Take every line from the listing below that contains "Output".

----

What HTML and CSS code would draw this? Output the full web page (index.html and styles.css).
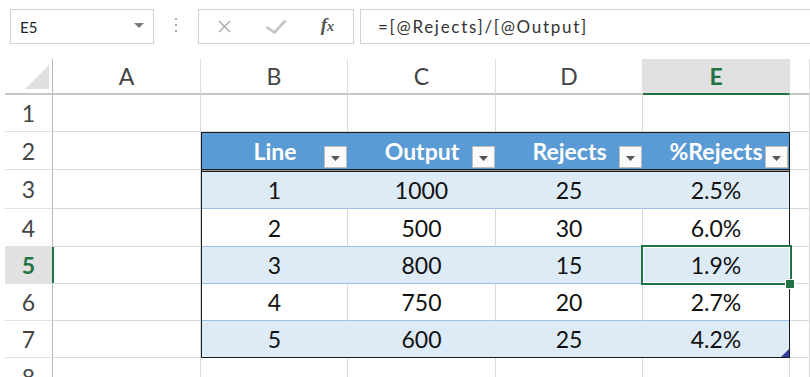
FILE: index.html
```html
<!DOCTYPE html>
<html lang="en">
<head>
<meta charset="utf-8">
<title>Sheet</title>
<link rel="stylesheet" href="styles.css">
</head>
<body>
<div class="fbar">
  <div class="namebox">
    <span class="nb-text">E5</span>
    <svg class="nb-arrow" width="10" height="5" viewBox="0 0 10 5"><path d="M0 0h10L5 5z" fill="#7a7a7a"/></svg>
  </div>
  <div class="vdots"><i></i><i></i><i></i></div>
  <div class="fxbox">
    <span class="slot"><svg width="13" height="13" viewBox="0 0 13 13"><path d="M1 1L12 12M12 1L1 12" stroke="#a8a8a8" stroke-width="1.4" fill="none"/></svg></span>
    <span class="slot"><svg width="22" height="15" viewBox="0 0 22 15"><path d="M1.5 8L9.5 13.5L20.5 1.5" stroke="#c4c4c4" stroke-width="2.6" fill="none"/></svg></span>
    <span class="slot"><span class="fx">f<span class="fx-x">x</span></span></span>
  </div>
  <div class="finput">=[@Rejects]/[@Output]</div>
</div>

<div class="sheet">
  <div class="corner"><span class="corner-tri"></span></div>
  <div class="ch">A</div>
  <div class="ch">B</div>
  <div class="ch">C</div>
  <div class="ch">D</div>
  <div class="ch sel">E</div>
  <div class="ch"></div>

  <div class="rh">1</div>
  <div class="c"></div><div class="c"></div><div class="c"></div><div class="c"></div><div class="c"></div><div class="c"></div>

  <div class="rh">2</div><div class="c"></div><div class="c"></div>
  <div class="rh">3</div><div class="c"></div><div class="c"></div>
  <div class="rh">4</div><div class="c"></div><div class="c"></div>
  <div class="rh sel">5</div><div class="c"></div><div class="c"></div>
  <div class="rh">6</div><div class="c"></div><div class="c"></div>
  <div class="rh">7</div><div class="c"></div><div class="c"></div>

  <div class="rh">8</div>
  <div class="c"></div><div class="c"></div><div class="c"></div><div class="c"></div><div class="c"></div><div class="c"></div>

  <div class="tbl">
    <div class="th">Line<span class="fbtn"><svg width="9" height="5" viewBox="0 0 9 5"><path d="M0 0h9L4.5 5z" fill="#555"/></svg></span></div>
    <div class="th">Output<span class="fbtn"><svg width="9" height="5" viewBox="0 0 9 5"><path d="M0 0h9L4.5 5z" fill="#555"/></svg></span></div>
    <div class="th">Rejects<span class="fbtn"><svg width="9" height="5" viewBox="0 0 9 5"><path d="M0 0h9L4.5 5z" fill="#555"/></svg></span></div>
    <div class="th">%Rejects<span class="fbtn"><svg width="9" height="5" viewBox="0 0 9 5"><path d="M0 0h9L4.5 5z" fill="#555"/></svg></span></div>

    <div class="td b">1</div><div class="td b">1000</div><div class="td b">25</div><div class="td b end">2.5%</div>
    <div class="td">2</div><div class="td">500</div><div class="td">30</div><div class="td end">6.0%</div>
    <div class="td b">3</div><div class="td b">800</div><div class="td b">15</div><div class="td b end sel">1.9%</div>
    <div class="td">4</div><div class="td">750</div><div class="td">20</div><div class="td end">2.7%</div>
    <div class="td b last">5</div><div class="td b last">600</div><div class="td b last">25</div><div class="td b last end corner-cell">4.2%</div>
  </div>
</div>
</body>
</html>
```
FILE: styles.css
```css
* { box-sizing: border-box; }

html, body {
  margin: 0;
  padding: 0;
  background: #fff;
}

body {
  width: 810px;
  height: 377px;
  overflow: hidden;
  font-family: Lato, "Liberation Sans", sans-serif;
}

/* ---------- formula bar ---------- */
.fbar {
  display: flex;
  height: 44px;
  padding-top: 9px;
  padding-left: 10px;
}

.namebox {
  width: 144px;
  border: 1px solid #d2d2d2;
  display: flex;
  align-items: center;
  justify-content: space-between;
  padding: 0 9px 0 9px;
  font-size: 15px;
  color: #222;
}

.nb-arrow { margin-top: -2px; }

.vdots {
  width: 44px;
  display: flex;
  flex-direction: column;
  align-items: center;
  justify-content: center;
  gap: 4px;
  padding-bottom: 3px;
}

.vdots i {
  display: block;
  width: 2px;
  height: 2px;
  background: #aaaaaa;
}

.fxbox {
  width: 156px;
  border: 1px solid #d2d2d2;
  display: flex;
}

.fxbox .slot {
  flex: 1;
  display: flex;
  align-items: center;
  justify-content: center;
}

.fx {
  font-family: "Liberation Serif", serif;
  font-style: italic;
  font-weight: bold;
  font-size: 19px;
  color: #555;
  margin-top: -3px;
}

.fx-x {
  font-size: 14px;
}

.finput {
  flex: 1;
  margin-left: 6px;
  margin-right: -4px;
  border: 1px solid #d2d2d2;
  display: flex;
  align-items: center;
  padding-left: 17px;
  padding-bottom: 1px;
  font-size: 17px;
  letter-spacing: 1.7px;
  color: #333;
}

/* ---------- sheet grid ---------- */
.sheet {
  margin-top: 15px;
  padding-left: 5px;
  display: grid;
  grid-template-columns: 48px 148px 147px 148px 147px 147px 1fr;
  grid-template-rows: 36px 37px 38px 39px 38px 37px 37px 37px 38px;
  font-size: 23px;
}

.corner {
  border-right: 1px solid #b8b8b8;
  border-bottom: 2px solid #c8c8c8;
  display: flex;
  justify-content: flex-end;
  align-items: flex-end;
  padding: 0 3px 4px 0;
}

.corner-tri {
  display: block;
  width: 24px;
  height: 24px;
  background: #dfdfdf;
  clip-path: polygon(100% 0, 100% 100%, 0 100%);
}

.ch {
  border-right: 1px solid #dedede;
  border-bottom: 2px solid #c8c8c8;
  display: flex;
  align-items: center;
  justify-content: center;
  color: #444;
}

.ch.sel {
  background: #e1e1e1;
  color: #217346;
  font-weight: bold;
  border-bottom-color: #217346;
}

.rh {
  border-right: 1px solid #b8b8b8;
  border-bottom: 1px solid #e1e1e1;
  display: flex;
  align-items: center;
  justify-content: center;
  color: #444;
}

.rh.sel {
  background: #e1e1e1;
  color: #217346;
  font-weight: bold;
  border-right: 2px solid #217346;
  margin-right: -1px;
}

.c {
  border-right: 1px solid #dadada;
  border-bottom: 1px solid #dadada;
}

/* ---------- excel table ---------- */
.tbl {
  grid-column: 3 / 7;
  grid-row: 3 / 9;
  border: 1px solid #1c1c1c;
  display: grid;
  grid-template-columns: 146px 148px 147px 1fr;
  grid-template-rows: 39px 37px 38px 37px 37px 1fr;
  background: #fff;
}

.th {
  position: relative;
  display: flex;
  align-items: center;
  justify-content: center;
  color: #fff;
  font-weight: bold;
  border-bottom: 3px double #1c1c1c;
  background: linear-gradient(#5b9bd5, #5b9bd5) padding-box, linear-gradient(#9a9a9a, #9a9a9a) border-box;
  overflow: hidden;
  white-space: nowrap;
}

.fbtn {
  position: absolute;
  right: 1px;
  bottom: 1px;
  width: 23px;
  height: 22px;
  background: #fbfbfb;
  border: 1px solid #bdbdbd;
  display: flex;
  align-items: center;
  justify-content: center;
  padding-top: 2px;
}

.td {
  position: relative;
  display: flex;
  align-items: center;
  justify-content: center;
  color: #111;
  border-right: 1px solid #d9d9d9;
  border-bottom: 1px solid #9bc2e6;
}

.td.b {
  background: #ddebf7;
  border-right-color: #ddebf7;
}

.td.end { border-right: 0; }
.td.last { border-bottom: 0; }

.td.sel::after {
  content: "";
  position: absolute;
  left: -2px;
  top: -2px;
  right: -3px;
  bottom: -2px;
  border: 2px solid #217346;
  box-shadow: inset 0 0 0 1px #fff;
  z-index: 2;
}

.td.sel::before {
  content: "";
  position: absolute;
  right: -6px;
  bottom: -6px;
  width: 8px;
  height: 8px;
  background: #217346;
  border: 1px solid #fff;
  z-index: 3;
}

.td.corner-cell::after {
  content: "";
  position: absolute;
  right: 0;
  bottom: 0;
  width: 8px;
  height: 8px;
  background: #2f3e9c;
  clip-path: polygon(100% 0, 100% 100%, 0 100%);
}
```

----

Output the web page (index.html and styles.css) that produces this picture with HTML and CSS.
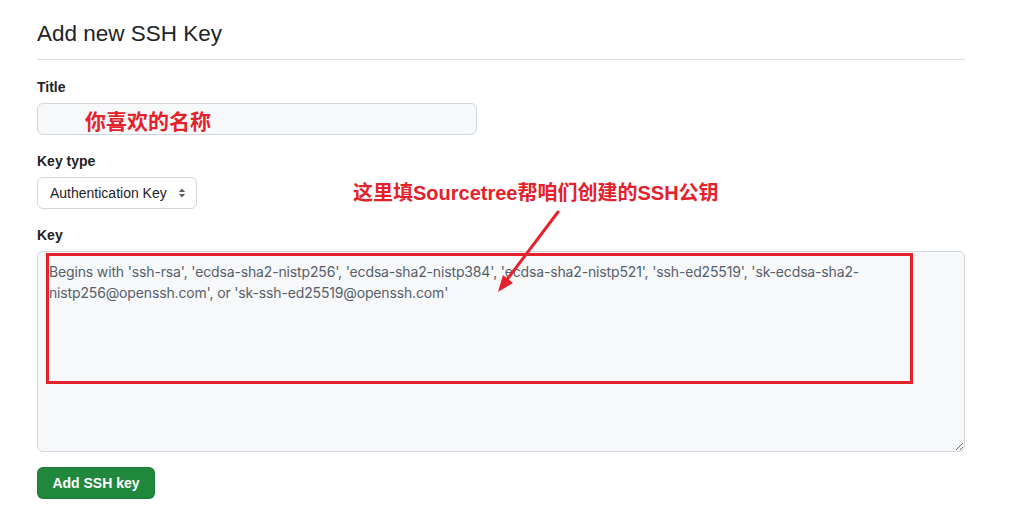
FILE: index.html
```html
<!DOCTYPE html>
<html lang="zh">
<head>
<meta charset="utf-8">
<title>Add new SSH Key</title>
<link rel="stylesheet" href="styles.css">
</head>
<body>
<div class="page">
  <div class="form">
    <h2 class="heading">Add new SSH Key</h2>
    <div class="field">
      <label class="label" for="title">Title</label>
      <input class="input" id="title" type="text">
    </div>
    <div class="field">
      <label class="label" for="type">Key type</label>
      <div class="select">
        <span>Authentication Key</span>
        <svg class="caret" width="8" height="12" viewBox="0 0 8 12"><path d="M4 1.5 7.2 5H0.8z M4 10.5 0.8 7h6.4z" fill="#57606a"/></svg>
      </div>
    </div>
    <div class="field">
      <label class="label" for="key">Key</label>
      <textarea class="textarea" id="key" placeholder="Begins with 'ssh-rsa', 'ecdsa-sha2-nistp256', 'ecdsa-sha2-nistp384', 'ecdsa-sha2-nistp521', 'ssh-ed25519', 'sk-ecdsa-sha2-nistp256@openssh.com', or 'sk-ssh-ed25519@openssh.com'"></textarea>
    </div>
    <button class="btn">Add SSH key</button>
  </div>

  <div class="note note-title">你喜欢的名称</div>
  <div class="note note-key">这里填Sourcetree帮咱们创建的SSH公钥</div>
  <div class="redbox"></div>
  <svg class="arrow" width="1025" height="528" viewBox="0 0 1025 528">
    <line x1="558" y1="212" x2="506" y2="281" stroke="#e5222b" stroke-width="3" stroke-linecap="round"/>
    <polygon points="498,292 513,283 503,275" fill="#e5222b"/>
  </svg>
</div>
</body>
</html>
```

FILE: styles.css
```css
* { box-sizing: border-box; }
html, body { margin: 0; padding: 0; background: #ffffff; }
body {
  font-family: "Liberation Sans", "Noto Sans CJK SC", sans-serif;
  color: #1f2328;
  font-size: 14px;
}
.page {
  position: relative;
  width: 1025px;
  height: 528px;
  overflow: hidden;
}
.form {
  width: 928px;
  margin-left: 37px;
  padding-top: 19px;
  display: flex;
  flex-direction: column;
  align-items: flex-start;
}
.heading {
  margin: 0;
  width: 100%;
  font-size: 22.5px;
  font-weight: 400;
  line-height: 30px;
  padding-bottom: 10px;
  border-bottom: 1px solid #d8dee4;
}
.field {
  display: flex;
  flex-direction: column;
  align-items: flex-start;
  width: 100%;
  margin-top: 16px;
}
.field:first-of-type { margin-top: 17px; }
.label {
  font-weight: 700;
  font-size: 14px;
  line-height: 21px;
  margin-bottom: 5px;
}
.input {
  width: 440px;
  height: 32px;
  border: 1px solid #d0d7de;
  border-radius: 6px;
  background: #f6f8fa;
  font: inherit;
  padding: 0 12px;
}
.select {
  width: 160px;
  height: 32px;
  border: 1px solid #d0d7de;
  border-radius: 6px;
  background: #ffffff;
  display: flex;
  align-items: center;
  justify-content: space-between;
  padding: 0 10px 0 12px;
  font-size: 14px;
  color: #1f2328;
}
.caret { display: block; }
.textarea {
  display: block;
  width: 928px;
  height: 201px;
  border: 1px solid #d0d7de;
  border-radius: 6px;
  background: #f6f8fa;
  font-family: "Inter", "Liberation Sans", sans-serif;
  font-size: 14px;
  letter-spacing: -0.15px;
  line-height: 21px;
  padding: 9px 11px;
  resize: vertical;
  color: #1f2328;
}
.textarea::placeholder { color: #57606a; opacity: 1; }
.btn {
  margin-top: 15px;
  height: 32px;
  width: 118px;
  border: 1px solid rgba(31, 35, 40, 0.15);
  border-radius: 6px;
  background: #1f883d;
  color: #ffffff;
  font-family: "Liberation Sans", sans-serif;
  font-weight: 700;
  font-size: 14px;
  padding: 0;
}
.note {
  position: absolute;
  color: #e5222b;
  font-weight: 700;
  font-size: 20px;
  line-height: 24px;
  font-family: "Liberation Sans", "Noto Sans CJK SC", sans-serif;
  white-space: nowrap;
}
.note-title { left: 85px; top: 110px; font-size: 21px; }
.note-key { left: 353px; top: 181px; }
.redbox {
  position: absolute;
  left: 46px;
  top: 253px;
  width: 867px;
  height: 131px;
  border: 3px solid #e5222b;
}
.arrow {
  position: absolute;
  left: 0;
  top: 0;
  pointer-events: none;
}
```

----

# Written solution:
What HTML and CSS code would draw this? Output the full web page (index.html and styles.css).
  <div class="finput">=[@Rejects]/[@Output]</div>
    <div class="th">Output<span class="fbtn"><svg width="9" height="5" viewBox="0 0 9 5"><path d="M0 0h9L4.5 5z" fill="#555"/></svg></span></div>
Output the web page (index.html and styles.css) that produces this picture with HTML and CSS.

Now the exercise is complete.